**EXERCISE REQUIREMENTS**
Show every line in the records below that contains the word "Tailwind".

Records with interface code
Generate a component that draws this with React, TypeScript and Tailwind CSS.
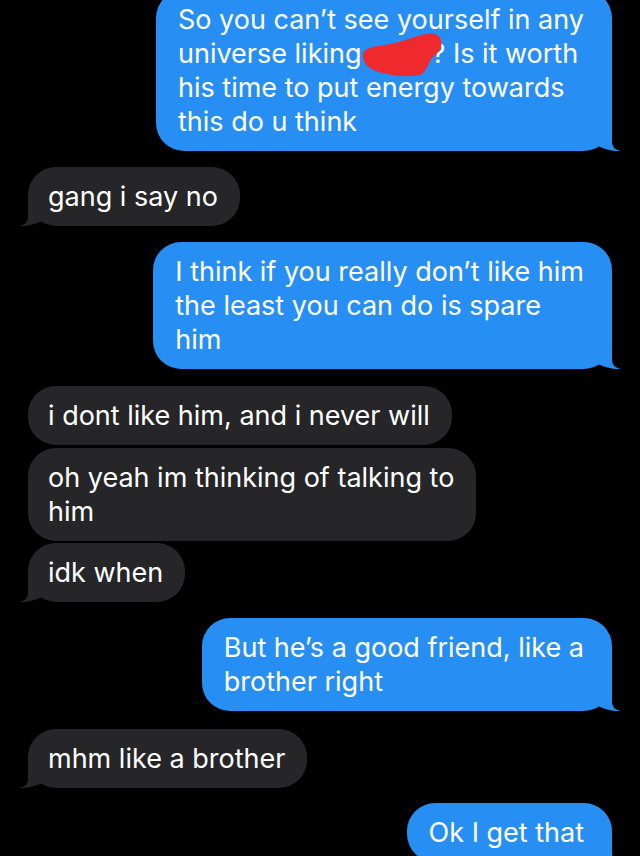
import React from "react";

const font = { fontFamily: "Inter, 'Noto Sans', sans-serif" };

// bubble tail, drawn at the bottom corner of the last bubble in a run
function Tail({ side, color }: { side: "left" | "right"; color: string }) {
  const right = side === "right";
  return (
    <svg
      width="24"
      height="30"
      viewBox="-14 -30 24 30"
      className={
        right
          ? "absolute bottom-0 right-[-10px]"
          : "absolute bottom-0 left-[-10px] -scale-x-100"
      }
    >
      <path
        d="M0 -29 L0 -10 C0 -4 3 -1 9 0 C3 0.5 -6 -1 -13 -4.5 L-13 -29 Z"
        fill={color}
      />
    </svg>
  );
}

function Blue({
  children,
  tail,
  className = "",
}: {
  children: React.ReactNode;
  tail?: boolean;
  className?: string;
}) {
  return (
    <div className={"self-end relative mr-[1px] " + className}>
      <div className="relative bg-[#278ef4] text-white rounded-[28px] pl-[22px] pr-[28px] py-[12.5px] text-[27px] leading-[34px] whitespace-nowrap">
        {children}
      </div>
      {tail && <Tail side="right" color="#278ef4" />}
    </div>
  );
}

function Gray({
  children,
  tail,
  className = "",
}: {
  children: React.ReactNode;
  tail?: boolean;
  className?: string;
}) {
  return (
    <div className={"self-start relative ml-[1px] " + className}>
      <div className="relative bg-[#262628] text-white rounded-[28px] pl-[20px] pr-[22px] py-[12.5px] text-[27px] leading-[34px] whitespace-nowrap">
        {children}
      </div>
      {tail && <Tail side="left" color="#262628" />}
    </div>
  );
}

function Scribble() {
  return (
    <span className="relative inline-block w-[70px] h-[20px]">
      <svg
        width="84"
        height="48"
        viewBox="0 0 84 48"
        className="absolute left-[-3px] top-[-12px]"
      >
        <path
          d="M4 27 C3 20 8 16 20 15 C34 13 48 9 62 4 C72 1 80 2 82 9 C84 16 79 22 73 27 C69 32 68 39 63 43 C55 46 40 46 28 43 C17 41 6 37 4 27 Z"
          fill="#f0292e"
        />
      </svg>
    </span>
  );
}

export default function App() {
  return (
    <div
      className="w-[640px] h-[856px] overflow-hidden bg-black flex flex-col px-[27px]"
      style={font}
    >
      <Blue tail className="mt-[-10px]">
        So you can’t see yourself in any
        <br />
        universe liking
        <Scribble />? Is it worth
        <br />
        his time to put energy towards
        <br />
        this do u think
      </Blue>

      <Gray tail className="mt-[16px]">
        gang i say no
      </Gray>

      <Blue tail className="mt-[16px]">
        I think if you really don’t like him
        <br />
        the least you can do is spare
        <br />
        him
      </Blue>

      <Gray className="mt-[17px]">i dont like him, and i never will</Gray>

      <Gray className="mt-[3px]">
        oh yeah im thinking of talking to
        <br />
        him
      </Gray>

      <Gray tail className="mt-[2px]">
        idk when
      </Gray>

      <Blue tail className="mt-[16px]">
        But he’s a good friend, like a
        <br />
        brother right
      </Blue>

      <Gray tail className="mt-[18px]">
        mhm like a brother
      </Gray>

      <Blue tail className="mt-[15px]">
        Ok I get that
      </Blue>
    </div>
  );
}
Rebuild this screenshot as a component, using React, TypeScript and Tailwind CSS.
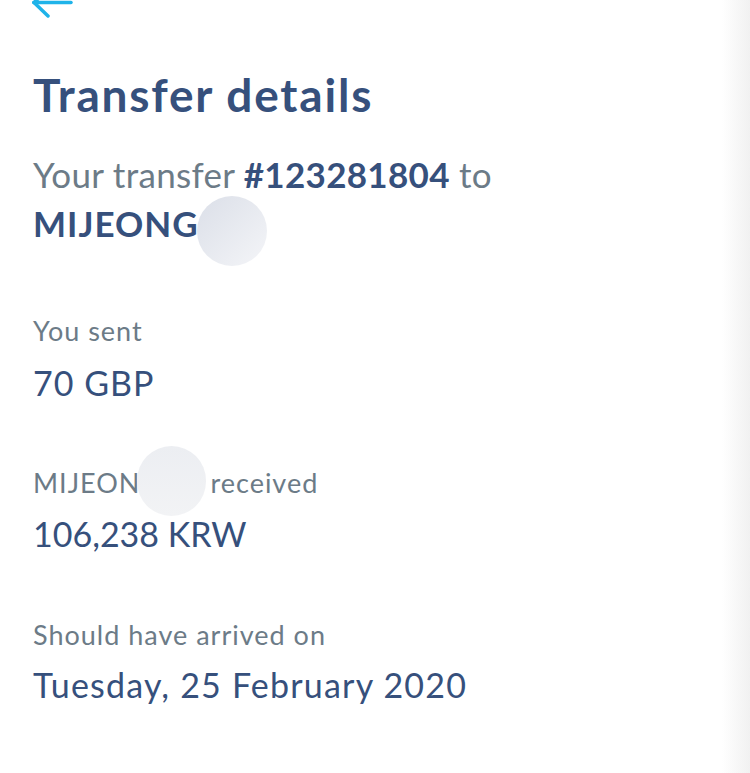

**RESULT**
Generate a component that draws this with React, TypeScript and Tailwind CSS.
Rebuild this screenshot as a component, using React, TypeScript and Tailwind CSS.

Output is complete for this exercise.